His daughter indicates that her father loves the relationships just as much as he loves the speed. Their annual trip to Nevada now involves a large barbecue undertaking that feeds over 200 people.
“Dad loves making new friends, and we would go to Laughlin and he’d start telling people, ‘come to my barbecue’ just as he met them during the day, and over time, it’s become a really big thing. People look forward to this barbecue every year,” she says.
He’s been able to work in the family business maintaining a legacy started by his own father, and one being passed on to his own children. But they shouldn’t be in a hurry to cash in their inheritance. Their father, despite engaging in high risk activities like piloting boats over 100 miles an hour and setting land speed records when most people are listening to Laurence Welk records, moves around very well and remains extremely active. During one photograph, Guinn notices an orange cone in the background and says he’ll move it. The photographer holds his position, somewhat uncomfortably, and Guinn sprints across the hanger in the fashion of a man half his age.

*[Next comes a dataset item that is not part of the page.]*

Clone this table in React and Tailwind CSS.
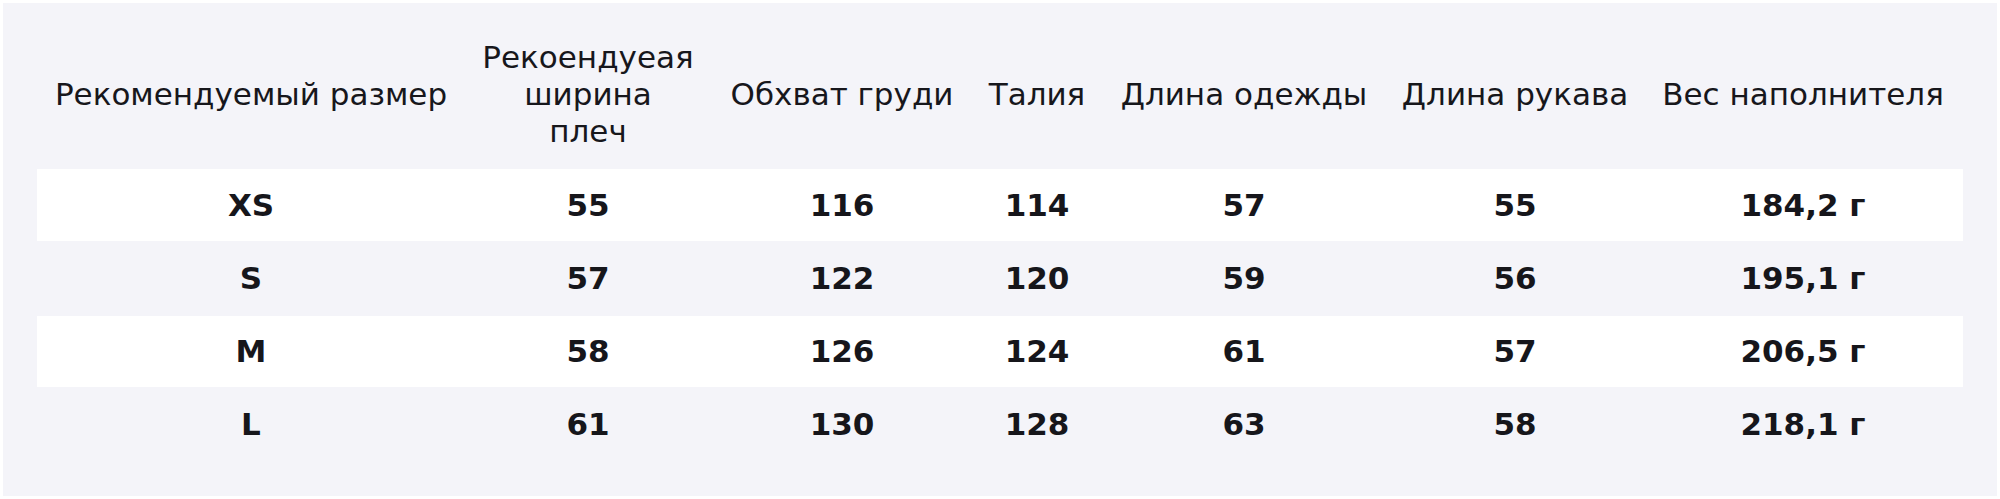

His stride is strong, no wobbly gaits for Gary Guinn.
He pulls out the record-setting lawnmower, and its throaty, Kawasaki-fueled growl draws a few men from other hangars. Guinn quickly offers to let them drive it. They respond tentatively, but gamely, and maneuver the mower around the tarmac in the 20 to 30 mile an hour range. Guinn bats cleanup and turns in a brilliant performance. He tears around one corner, quickly leaving his hat in the dust, and gets the mower up over 50 miles an hour. If you haven’t seen a riding lawnmower travel that fast, you really should. He’s without helmet and protective suit during the run, and the two men who test drove it are standing with their hands on their chins, free arm held tightly across the stomach like men ready to flinch.
When Guinn wheels the lawnmower back around, his eyes are on fire and he looks completely satisfied. The men, on the other hand, look relieved.
“You know you scare us sometimes, Gary,” one says.
Guinn, for his part, never broke a sweat or looked like anything less than the picture of control.